Azure Data Factory (ADF) is an example of an Extract, Transform, and Load (ETL) tool, meaning that it is designed to extract data from a source system, optionally transform its format, and load it into a different destination system.
The source and destination data can reside in different locations, in different data stores, and can support different data structures.
For example, you can extract data from an Azure SQL database and load it into an Azure Blob storage container.
To create a new Azure Data Factory, log into the Azure Portal, click the [Create a resource] button (Fig. 1) and select Integration | Data Factory from the menu, as shown in Fig. 2.
The "New data factory" blade displays, as shown in Fig. 3.
At the "Name" field, enter a unique name for this Data Factory.
At the Subscription dropdown, select the subscription with which you want to associate this Data Factory. Most of you will only have one subscription, making this an easy choice.
At the "Resource Group" field, select an existing Resource Group or create a new Resource Group which will contain your Data Factory.
At the "Version" dropdown, select "V2".
At the "Location" dropdown, select the Azure region in which you want your Data Factory to reside. Consider the location of the data with which it will interact and try to keep the Data Factory close to this data, in order to reduce latency.
Check the "Enable GIT" checkbox, if you want to integrate your ETL code with a source control system.
After the Data Factory is created, you can search for it by name or within the Resource Group containing it. Fig. 4 shows the "Overview" blade of a Data Factory.
To begin using the Data Factory, click the [Author & Monitor] button in the middle of the blade.
The "Azure Data Factory Getting Started" page displays in a new browser tab, as shown in Fig. 5.
Click the [Copy Data] button (Fig. 6) to display, the "Copy Data" wizard, as shown in Fig. 7.
This wizard steps you through the process of creating a Pipeline and its associated artifacts. A Pipeline performs an ETL on a single source and destination and may be run on demand or on a schedule.
At the "Task name" field, enter a descriptive name to identify this pipeline later.
Optionally, you can add a description to your task.
You have the option to run the task on a regular or semi-regular schedule (Fig. 8); but you can set this later, so I prefer to select "Run once now" until I know it is working properly.
Click the [Next] button to advance to the "Source data store" page, as shown in Fig. 9.
Click the [+ Create new connection] button to display to the "New Linked Service" dialog, as shown in Fig. 10.
This dialog lists all the supported data stores.
At the top of the dialog is a search box and a set of links, which allow you to filter the list of data stores, as shown in Fig. 11.
Fig. 12 shows the next dialog if you select Azure SQL Database as your data source.
In this dialog, you can enter information specific to the database from which you are extracting data. When complete, click the [Test connection] button to verify your entries are correct; then click the [Finish] button to close the dialog.

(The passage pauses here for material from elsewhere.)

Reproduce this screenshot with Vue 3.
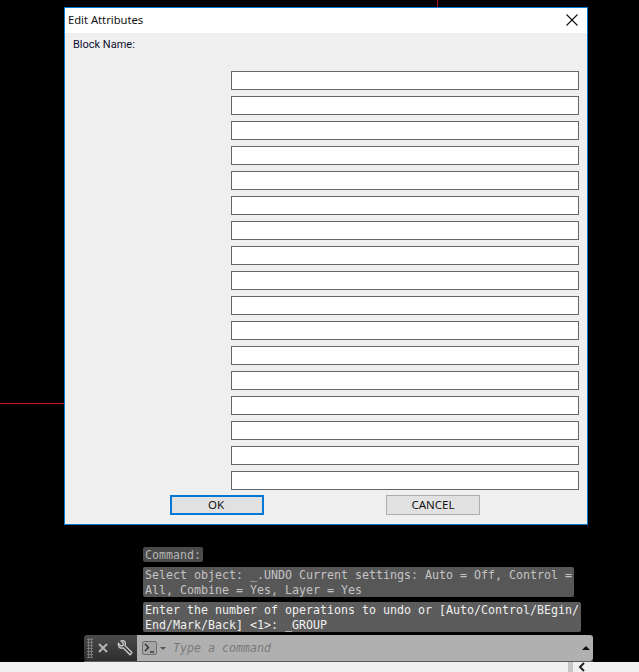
<script setup>
const fields = Array.from({ length: 17 }, (_, i) => i)
</script>

<template>
  <div class="screen">
    <span class="cross-v"></span>
    <span class="cross-h"></span>

    <section class="dialog">
      <header class="titlebar">
        <span class="title">Edit Attributes</span>
        <svg class="close" width="12" height="12" viewBox="0 0 12 12">
          <path d="M0.5 0.5 L11.5 11.5 M11.5 0.5 L0.5 11.5" stroke="#111" stroke-width="1.1" fill="none" />
        </svg>
      </header>
      <div class="body">
        <div class="block-name">Block Name:</div>
        <div class="fields">
          <input v-for="f in fields" :key="f" class="field" type="text" />
        </div>
        <div class="actions">
          <button class="btn primary">OK</button>
          <button class="btn cancel">CANCEL</button>
        </div>
      </div>
    </section>

    <div class="history">
      <div class="line single dim">Command:</div>
      <div class="line double wide-a">Select object: _.UNDO Current settings: Auto = Off, Control =<br />All, Combine = Yes, Layer = Yes</div>
      <div class="line double bright wide-b">Enter the number of operations to undo or [Auto/Control/BEgin/<br />End/Mark/Back] &lt;1&gt;: _GROUP</div>
    </div>

    <div class="cmdbar">
      <div class="tools">
        <span class="grip"></span>
        <svg class="x" width="10" height="10" viewBox="0 0 10 10">
          <path d="M1 1 L9 9 M9 1 L1 9" stroke="#b4b4b4" stroke-width="2" fill="none" />
        </svg>
        <svg class="wrench" width="16" height="16" viewBox="0 0 16 16">
          <path d="M1.5 3.5 L4 6 L6 5.5 L6.5 3.5 L4 1 C6 0.2 8 1 8.3 3 C8.5 4.2 8.3 5 8 5.6 L15 12.6 L13 14.8 L6 7.8 C5 8.3 3.8 8.3 2.8 7.6 C1.7 6.8 1.2 5 1.5 3.5 Z" fill="#3c3c3c" stroke="#cfcfcf" stroke-width="1.3" />
        </svg>
      </div>
      <div class="prompt">
        <span class="prompt-icon">
          <svg width="13" height="12" viewBox="0 0 13 12">
            <path d="M2 2 L5.5 5.5 L2 9" stroke="#222" stroke-width="1.2" fill="none" />
            <path d="M7 10 H11" stroke="#222" stroke-width="1.2" fill="none" />
          </svg>
        </span>
        <span class="caret"></span>
        <span class="placeholder">Type a command</span>
        <span class="up"></span>
      </div>
    </div>

    <footer class="statusbar">
      <span class="thumb"></span>
      <svg class="chev" width="8" height="10" viewBox="0 0 8 10">
        <path d="M6 1 L2 5 L6 9" stroke="#222" stroke-width="2" fill="none" />
      </svg>
    </footer>
  </div>
</template>

<style scoped>
.screen {
  position: relative;
  width: 639px;
  height: 672px;
  background: #000;
  overflow: hidden;
  display: flex;
  flex-direction: column;
}
.cross-v {
  position: absolute;
  left: 437px;
  top: 0;
  width: 1px;
  height: 7px;
  background: #b01010;
}
.cross-h {
  position: absolute;
  left: 0;
  top: 403px;
  width: 64px;
  height: 1px;
  background: #c81414;
}
.dialog {
  box-sizing: border-box;
  flex: none;
  width: 524px;
  height: 518px;
  margin: 7px 0 0 64px;
  border: 1px solid #0a78d0;
  background: #efefef;
  font-family: "Noto Sans", sans-serif;
  font-size: 11.5px;
  color: #111;
  display: flex;
  flex-direction: column;
}
.titlebar {
  flex: none;
  height: 25px;
  background: #fff;
  display: flex;
  align-items: center;
  justify-content: space-between;
  padding: 0 9px 1px 3px;
  box-sizing: border-box;
}
.title {
  font-size: 11.2px;
  line-height: 14px;
  margin-top: -1px;
}
.body {
  flex: 1;
  display: flex;
  flex-direction: column;
}
.block-name {
  flex: none;
  height: 38px;
  padding: 5px 0 0 8px;
  box-sizing: border-box;
  font-family: Roboto, sans-serif;
  font-size: 11px;
  line-height: 14px;
  color: #101030;
}
.fields {
  display: flex;
  flex-direction: column;
  gap: 6px;
  padding-left: 166px;
}
.field {
  box-sizing: border-box;
  width: 348px;
  height: 19px;
  margin: 0;
  padding: 0;
  background: #fff;
  border: 1px solid #666;
  border-radius: 0;
  outline: none;
}
.actions {
  display: flex;
  gap: 122px;
  padding: 5px 0 0 105px;
}
.btn {
  box-sizing: border-box;
  width: 94px;
  height: 20px;
  margin: 0;
  padding: 0 2px 0 0;
  background: #e1e1e1;
  border: 1px solid #adadad;
  border-radius: 0;
  font-family: "Noto Sans", sans-serif;
  font-size: 11.5px;
  color: #111;
  line-height: 16px;
}
.cancel {
  padding: 0;
}
.primary {
  border: 2px solid #0078d7;
}
.history {
  flex: none;
  display: flex;
  flex-direction: column;
  align-items: flex-start;
  gap: 5px;
  margin: 22px 0 0 143px;
  font-family: "DejaVu Sans Mono", monospace;
  font-size: 11.63px;
  line-height: 15px;
  color: #c4c4c4;
}
.line {
  box-sizing: border-box;
  flex: none;
  background: #575757;
  border-radius: 2px;
  padding: 1px 2px 0;
  white-space: nowrap;
}
.single {
  height: 15px;
}
.double {
  height: 30px;
}
.dim {
  color: #b4b4b4;
  background: #4a4a4a;
}
.wide-a {
  width: 431px;
}
.wide-b {
  width: 438px;
}
.bright {
  color: #f0f0f0;
  background: #5c5c5c;
}
.cmdbar {
  flex: none;
  display: flex;
  width: 509px;
  height: 26px;
  margin: 3px 0 0 84px;
  border-bottom: 1px solid #5a5a5a;
  box-sizing: content-box;
}
.tools {
  width: 53px;
  display: flex;
  align-items: center;
  gap: 5px;
  padding-left: 3px;
  box-sizing: border-box;
  background: linear-gradient(#4a4a4a, #2e2e2e);
  border-radius: 3px 0 0 3px;
}
.grip {
  width: 6px;
  height: 20px;
  background-image: radial-gradient(circle, #7c7c7c 1px, transparent 1.2px);
  background-size: 3px 3px;
}
.wrench {
  margin-left: 4px;
}
.prompt {
  flex: 1;
  display: flex;
  align-items: center;
  background: #b0b0b0;
  border-radius: 0 3px 3px 0;
  padding: 0 3px 0 5px;
  font-family: "DejaVu Sans Mono", monospace;
  font-size: 11.63px;
}
.prompt-icon {
  box-sizing: border-box;
  width: 15px;
  height: 14px;
  display: flex;
  align-items: center;
  justify-content: center;
  border: 1px solid #6e6e6e;
  border-radius: 2px;
  background: #a4a4a4;
}
.caret {
  width: 0;
  height: 0;
  margin-left: 3px;
  border-left: 3px solid transparent;
  border-right: 3px solid transparent;
  border-top: 3px solid #555;
}
.placeholder {
  flex: 1;
  margin-left: 7px;
  font-style: italic;
  color: #7a7a7a;
}
.up {
  width: 0;
  height: 0;
  border-left: 4px solid transparent;
  border-right: 4px solid transparent;
  border-bottom: 4px solid #111;
}
.statusbar {
  flex: 1;
  background: #f0f0f0;
  display: flex;
  align-items: flex-start;
  padding-left: 568px;
}
.thumb {
  width: 5px;
  height: 10px;
  background: #c6c6c6;
}
.chev {
  margin: 0 0 0 5px;
}
</style>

After successfully creating a new connection, the connection appears in the "Source data store" page, as shown in Fig. 13.
Click the [Next] button to advance to the next page in the wizard, which asks questions to specific to the type of data in your data source. Fig. 14 shows the page for Azure SQL databases, which allows you to select which tables to extract.

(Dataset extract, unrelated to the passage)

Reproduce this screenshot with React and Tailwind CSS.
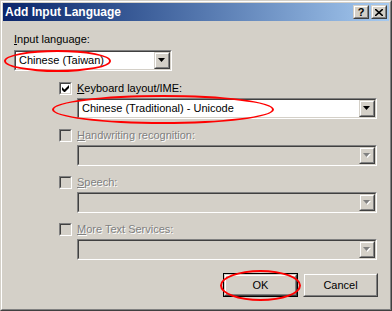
import React from "react";

const Sunken = ({ className = "", children }) => (
	<div className={`border border-t-[#808080] border-l-[#808080] border-r-white border-b-white ${className}`}>
		<div className="h-full w-full border border-t-[#404040] border-l-[#404040] border-r-[#d4d0c8] border-b-[#d4d0c8]">
			{children}
		</div>
	</div>
);

const Raised = ({ className = "", children }) => (
	<div className={`border border-t-[#d4d0c8] border-l-[#d4d0c8] border-r-[#404040] border-b-[#404040] bg-[#d4d0c8] ${className}`}>
		<div className="flex h-full w-full items-center justify-center border border-t-white border-l-white border-r-[#808080] border-b-[#808080]">
			{children}
		</div>
	</div>
);

const Arrow = ({ disabled }) => (
	<svg width="8" height="5" viewBox="0 0 8 5" className="block">
		{disabled && <path d="M1 1h7L4.5 5z" fill="#ffffff" />}
		<path d="M0 0h7L3.5 4z" fill={disabled ? "#808080" : "#000000"} />
	</svg>
);

const Combo = ({ className, text, disabled }) => (
	<Sunken className={`h-[21px] ${className}`}>
		<div className={`flex h-full ${disabled ? "bg-[#d4d0c8]" : "bg-white"}`}>
			<div className="flex-1 pl-[3px] leading-[17px]">{text}</div>
			<Raised className="h-[17px] w-[16px]">
				<Arrow disabled={disabled} />
			</Raised>
		</div>
	</Sunken>
);

const CheckRow = ({ checked, disabled, letter, rest }) => (
	<div className="flex items-center">
		<Sunken className="h-[13px] w-[13px]">
			<div className={`flex h-full items-center justify-center ${disabled ? "bg-[#d4d0c8]" : "bg-white"}`}>
				{checked && (
					<svg width="7" height="7" viewBox="0 0 7 7" className="block">
						<path d="M0 2v3l2 2h1l4-4V0L2.5 4.5z" fill="#000" />
					</svg>
				)}
			</div>
		</Sunken>
		<span
			className={`ml-[5px] leading-[13px] ${disabled ? "text-[#808080] [text-shadow:1px_1px_0_#ffffff]" : "text-black"}`}
		>
			<span className="underline underline-offset-[1px]">{letter}</span>
			{rest}
		</span>
	</div>
);

export default function App() {
	return (
		<div
			className="relative h-[311px] w-[392px] border border-t-[#d4d0c8] border-l-[#d4d0c8] border-r-[#404040] border-b-[#404040] bg-[#d4d0c8] text-[11px] text-black"
			style={{ fontFamily: '"Liberation Sans", Arial, sans-serif' }}
		>
			<div className="h-full w-full border border-t-white border-l-white border-r-[#808080] border-b-[#808080] p-px">
				{/* title bar */}
				<div className="flex h-[18px] items-center bg-gradient-to-r from-[#0a246a] to-[#a6caf0] pl-[2px] pr-[2px]">
					<span className="flex-1 text-[12px] font-bold text-white">Add Input Language</span>
					<Raised className="h-[14px] w-[16px]">
						<span className="text-[11px] font-bold leading-none">?</span>
					</Raised>
					<Raised className="ml-[2px] h-[14px] w-[16px]">
						<svg width="8" height="7" viewBox="0 0 8 7" className="block">
							<path d="M0 0l8 7M8 0L0 7" stroke="#000" strokeWidth="1.6" />
						</svg>
					</Raised>
				</div>

				{/* body */}
				<div className="flex flex-col pl-[11px] pt-[12px]">
					<div className="leading-[13px]">
						<span className="underline underline-offset-[1px]">I</span>nput language:
					</div>
					<Combo className="mt-[4px] w-[158px]" text="Chinese (Taiwan)" />

					<div className="ml-[45px] mt-[11px] flex flex-col">
						<CheckRow checked letter="K" rest="eyboard layout/IME:" />
						<Combo className="ml-[18px] mt-[3px] w-[300px]" text="Chinese (Traditional) - Unicode" />

						<div className="mt-[10px]">
							<CheckRow disabled letter="H" rest="andwriting recognition:" />
						</div>
						<Combo className="ml-[18px] mt-[3px] w-[300px]" disabled />

						<div className="mt-[10px]">
							<CheckRow disabled letter="S" rest="peech:" />
						</div>
						<Combo className="ml-[18px] mt-[3px] w-[300px]" disabled />

						<div className="mt-[10px]">
							<CheckRow disabled letter="M" rest="ore Text Services:" />
						</div>
						<Combo className="ml-[18px] mt-[3px] w-[300px]" disabled />
					</div>

					<div className="mt-[13px] flex justify-end gap-[5px] pr-[11px]">
						<div className="border border-black">
							<Raised className="h-[22px] w-[73px]">OK</Raised>
						</div>
						<Raised className="h-[24px] w-[75px]">Cancel</Raised>
					</div>
				</div>
			</div>

			{/* red highlight marks */}
			<div className="pointer-events-none absolute left-[3px] top-[49px] h-[22px] w-[107px] rounded-[50%] border-2 border-[#ff0000]" />
			<div className="pointer-events-none absolute left-[51px] top-[94px] h-[29px] w-[222px] rounded-[50%] border-2 border-[#ff0000]" />
			<div className="pointer-events-none absolute left-[219px] top-[269px] h-[31px] w-[81px] rounded-[50%] border-2 border-[#ff0000]" />
		</div>
	);
}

Click the [Next] button to advance to the "Destination data store", as shown in Fig. 15.
Click the [+ Create new connection] button to display the "New Linked Service" dialog, as shown in Fig. 16.
As with the source data connection, you can filter this list via the search box and top links, as shown in Fig. 17. Here we are selecting Azure Data Lake Storage Gen2 as our destination data store.
After selecting a service, click the [Continue] button to display a dialog requesting information about the data service you selected. Fig. 18 shows the page for Azure Data Lake. When complete, click the [Test connection] button to verify your entries are correct; then click the [Finish] button to close the dialog.
After successfully creating a new connection, the connection appears in the "Destination data store" page, as shown in Fig. 19.
Click the [Next] button to advance to the next page in the wizard, which asks questions to specific to the type of data in your data destination. Fig. 20 shows the page for Azure Data Lake, which allows you to select the destination folder and file name.
Click the [Next] button to advance to the "File format settings" page, as shown in Fig. 21.
At the "File format" dropdown, select a format in which to structure your output file. The prompts change depending on the format you select. Fig. 21 shows the prompts for a Text format file.
Complete the page and click the [Next] button to advance to the "Settings" page, as shown in Fig. 22.
The important question here is "Fault tolerance". When an error occurs, do you want to abort the entire activity, skipping the remaining records or do you want to log the error, skip the bad record, and continue with the remaining records.
Click the [Next] button to advance to the "Summary" page as shown in Fig. 23.
This page lists the selections you have made to this point. You may edit a section if you want to change any settings. When satisfied with your changes, click the [Next] button to kick off the activity and advance to the "Deployment complete" page, as shown in Fig. 24.
You will see progress of the major steps in this activity as they run. You can click the [Monitor] button to see a more detailed real-time progress report or you can click the [Finish] button to close the wizard.
In this article, you learned about the Azure Data Factory and how to create a new data factory with an activity to copy data from a source to a destination.